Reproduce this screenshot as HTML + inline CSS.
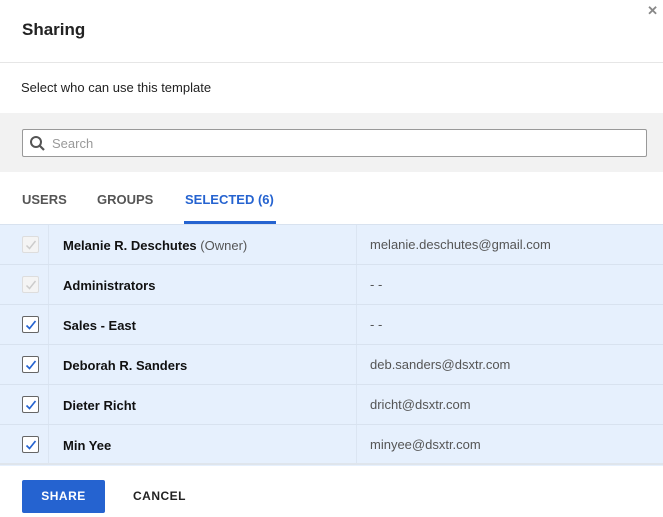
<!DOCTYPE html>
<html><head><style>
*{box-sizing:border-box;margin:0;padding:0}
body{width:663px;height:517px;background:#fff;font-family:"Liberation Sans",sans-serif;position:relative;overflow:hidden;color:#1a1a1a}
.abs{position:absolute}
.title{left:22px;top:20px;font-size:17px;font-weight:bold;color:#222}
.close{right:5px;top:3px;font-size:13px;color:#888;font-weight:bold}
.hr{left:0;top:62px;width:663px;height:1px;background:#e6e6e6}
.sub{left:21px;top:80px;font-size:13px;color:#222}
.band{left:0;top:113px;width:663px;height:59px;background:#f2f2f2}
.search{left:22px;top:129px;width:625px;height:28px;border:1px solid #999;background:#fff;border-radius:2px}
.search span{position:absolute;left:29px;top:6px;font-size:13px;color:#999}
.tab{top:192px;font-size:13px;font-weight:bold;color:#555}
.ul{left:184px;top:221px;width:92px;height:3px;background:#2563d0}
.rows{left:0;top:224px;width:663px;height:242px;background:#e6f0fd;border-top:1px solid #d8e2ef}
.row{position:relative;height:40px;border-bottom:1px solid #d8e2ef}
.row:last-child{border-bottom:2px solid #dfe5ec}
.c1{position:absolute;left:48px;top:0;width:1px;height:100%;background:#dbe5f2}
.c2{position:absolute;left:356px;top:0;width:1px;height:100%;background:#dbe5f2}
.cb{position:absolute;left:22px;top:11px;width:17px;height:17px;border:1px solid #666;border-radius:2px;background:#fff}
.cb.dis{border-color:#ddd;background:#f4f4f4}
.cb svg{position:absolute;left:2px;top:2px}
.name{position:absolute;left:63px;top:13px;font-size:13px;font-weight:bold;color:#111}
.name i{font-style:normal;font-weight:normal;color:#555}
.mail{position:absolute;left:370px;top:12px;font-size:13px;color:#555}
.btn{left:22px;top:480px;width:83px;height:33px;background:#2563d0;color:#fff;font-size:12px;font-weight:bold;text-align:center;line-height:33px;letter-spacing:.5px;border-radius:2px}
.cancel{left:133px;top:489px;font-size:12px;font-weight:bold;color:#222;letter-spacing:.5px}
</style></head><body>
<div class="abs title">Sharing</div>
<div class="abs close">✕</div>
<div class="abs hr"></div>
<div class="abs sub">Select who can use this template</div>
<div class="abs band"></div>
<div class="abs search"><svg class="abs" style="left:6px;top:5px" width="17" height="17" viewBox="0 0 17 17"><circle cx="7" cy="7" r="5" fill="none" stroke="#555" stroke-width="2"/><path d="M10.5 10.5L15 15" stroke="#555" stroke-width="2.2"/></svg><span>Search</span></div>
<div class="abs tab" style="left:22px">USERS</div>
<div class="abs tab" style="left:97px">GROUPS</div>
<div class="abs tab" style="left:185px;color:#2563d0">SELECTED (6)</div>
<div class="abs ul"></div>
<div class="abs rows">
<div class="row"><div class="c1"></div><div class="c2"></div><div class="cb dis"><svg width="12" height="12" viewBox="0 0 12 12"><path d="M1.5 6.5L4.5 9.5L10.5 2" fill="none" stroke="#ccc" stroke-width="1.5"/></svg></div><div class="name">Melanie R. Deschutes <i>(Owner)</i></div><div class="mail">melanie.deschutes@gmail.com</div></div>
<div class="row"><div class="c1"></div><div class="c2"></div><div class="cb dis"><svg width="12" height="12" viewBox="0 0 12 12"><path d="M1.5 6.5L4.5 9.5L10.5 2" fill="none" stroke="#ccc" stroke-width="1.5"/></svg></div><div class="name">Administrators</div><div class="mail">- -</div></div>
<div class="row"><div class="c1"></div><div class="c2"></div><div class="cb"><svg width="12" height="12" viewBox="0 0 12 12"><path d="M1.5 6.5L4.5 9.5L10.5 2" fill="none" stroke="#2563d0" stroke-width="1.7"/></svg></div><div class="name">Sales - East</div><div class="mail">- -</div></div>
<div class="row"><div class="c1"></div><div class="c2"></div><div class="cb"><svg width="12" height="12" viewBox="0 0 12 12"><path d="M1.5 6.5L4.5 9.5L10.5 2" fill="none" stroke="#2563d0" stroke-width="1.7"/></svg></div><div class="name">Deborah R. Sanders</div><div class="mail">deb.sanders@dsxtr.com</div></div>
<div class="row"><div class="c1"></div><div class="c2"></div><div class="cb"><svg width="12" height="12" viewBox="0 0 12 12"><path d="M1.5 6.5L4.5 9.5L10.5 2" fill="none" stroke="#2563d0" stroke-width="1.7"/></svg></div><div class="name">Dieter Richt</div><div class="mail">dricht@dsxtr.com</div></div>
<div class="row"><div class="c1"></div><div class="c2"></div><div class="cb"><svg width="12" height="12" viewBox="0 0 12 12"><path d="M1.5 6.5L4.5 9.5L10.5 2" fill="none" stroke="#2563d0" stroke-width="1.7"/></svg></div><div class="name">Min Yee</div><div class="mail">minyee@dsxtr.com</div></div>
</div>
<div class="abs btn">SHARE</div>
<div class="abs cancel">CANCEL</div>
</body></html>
......
### Short task
All the lines above are to be reproduced exactly, except the pictures.

### Task result
Reproduce this screenshot as HTML + inline CSS.
<!DOCTYPE html>
<html><head><style>
*{box-sizing:border-box;margin:0;padding:0}
body{width:663px;height:517px;background:#fff;font-family:"Liberation Sans",sans-serif;position:relative;overflow:hidden;color:#1a1a1a}
.abs{position:absolute}
.title{left:22px;top:20px;font-size:17px;font-weight:bold;color:#222}
.close{right:5px;top:3px;font-size:13px;color:#888;font-weight:bold}
.hr{left:0;top:62px;width:663px;height:1px;background:#e6e6e6}
.sub{left:21px;top:80px;font-size:13px;color:#222}
.band{left:0;top:113px;width:663px;height:59px;background:#f2f2f2}
.search{left:22px;top:129px;width:625px;height:28px;border:1px solid #999;background:#fff;border-radius:2px}
.search span{position:absolute;left:29px;top:6px;font-size:13px;color:#999}
.tab{top:192px;font-size:13px;font-weight:bold;color:#555}
.ul{left:184px;top:221px;width:92px;height:3px;background:#2563d0}
.rows{left:0;top:224px;width:663px;height:242px;background:#e6f0fd;border-top:1px solid #d8e2ef}
.row{position:relative;height:40px;border-bottom:1px solid #d8e2ef}
.row:last-child{border-bottom:2px solid #dfe5ec}
.c1{position:absolute;left:48px;top:0;width:1px;height:100%;background:#dbe5f2}
.c2{position:absolute;left:356px;top:0;width:1px;height:100%;background:#dbe5f2}
.cb{position:absolute;left:22px;top:11px;width:17px;height:17px;border:1px solid #666;border-radius:2px;background:#fff}
.cb.dis{border-color:#ddd;background:#f4f4f4}
.cb svg{position:absolute;left:2px;top:2px}
.name{position:absolute;left:63px;top:13px;font-size:13px;font-weight:bold;color:#111}
.name i{font-style:normal;font-weight:normal;color:#555}
.mail{position:absolute;left:370px;top:12px;font-size:13px;color:#555}
.btn{left:22px;top:480px;width:83px;height:33px;background:#2563d0;color:#fff;font-size:12px;font-weight:bold;text-align:center;line-height:33px;letter-spacing:.5px;border-radius:2px}
.cancel{left:133px;top:489px;font-size:12px;font-weight:bold;color:#222;letter-spacing:.5px}
</style></head><body>
<div class="abs title">Sharing</div>
<div class="abs close">✕</div>
<div class="abs hr"></div>
<div class="abs sub">Select who can use this template</div>
<div class="abs band"></div>
<div class="abs search"><svg class="abs" style="left:6px;top:5px" width="17" height="17" viewBox="0 0 17 17"><circle cx="7" cy="7" r="5" fill="none" stroke="#555" stroke-width="2"/><path d="M10.5 10.5L15 15" stroke="#555" stroke-width="2.2"/></svg><span>Search</span></div>
<div class="abs tab" style="left:22px">USERS</div>
<div class="abs tab" style="left:97px">GROUPS</div>
<div class="abs tab" style="left:185px;color:#2563d0">SELECTED (6)</div>
<div class="abs ul"></div>
<div class="abs rows">
<div class="row"><div class="c1"></div><div class="c2"></div><div class="cb dis"><svg width="12" height="12" viewBox="0 0 12 12"><path d="M1.5 6.5L4.5 9.5L10.5 2" fill="none" stroke="#ccc" stroke-width="1.5"/></svg></div><div class="name">Melanie R. Deschutes <i>(Owner)</i></div><div class="mail">melanie.deschutes@gmail.com</div></div>
<div class="row"><div class="c1"></div><div class="c2"></div><div class="cb dis"><svg width="12" height="12" viewBox="0 0 12 12"><path d="M1.5 6.5L4.5 9.5L10.5 2" fill="none" stroke="#ccc" stroke-width="1.5"/></svg></div><div class="name">Administrators</div><div class="mail">- -</div></div>
<div class="row"><div class="c1"></div><div class="c2"></div><div class="cb"><svg width="12" height="12" viewBox="0 0 12 12"><path d="M1.5 6.5L4.5 9.5L10.5 2" fill="none" stroke="#2563d0" stroke-width="1.7"/></svg></div><div class="name">Sales - East</div><div class="mail">- -</div></div>
<div class="row"><div class="c1"></div><div class="c2"></div><div class="cb"><svg width="12" height="12" viewBox="0 0 12 12"><path d="M1.5 6.5L4.5 9.5L10.5 2" fill="none" stroke="#2563d0" stroke-width="1.7"/></svg></div><div class="name">Deborah R. Sanders</div><div class="mail">deb.sanders@dsxtr.com</div></div>
<div class="row"><div class="c1"></div><div class="c2"></div><div class="cb"><svg width="12" height="12" viewBox="0 0 12 12"><path d="M1.5 6.5L4.5 9.5L10.5 2" fill="none" stroke="#2563d0" stroke-width="1.7"/></svg></div><div class="name">Dieter Richt</div><div class="mail">dricht@dsxtr.com</div></div>
<div class="row"><div class="c1"></div><div class="c2"></div><div class="cb"><svg width="12" height="12" viewBox="0 0 12 12"><path d="M1.5 6.5L4.5 9.5L10.5 2" fill="none" stroke="#2563d0" stroke-width="1.7"/></svg></div><div class="name">Min Yee</div><div class="mail">minyee@dsxtr.com</div></div>
</div>
<div class="abs btn">SHARE</div>
<div class="abs cancel">CANCEL</div>
</body></html>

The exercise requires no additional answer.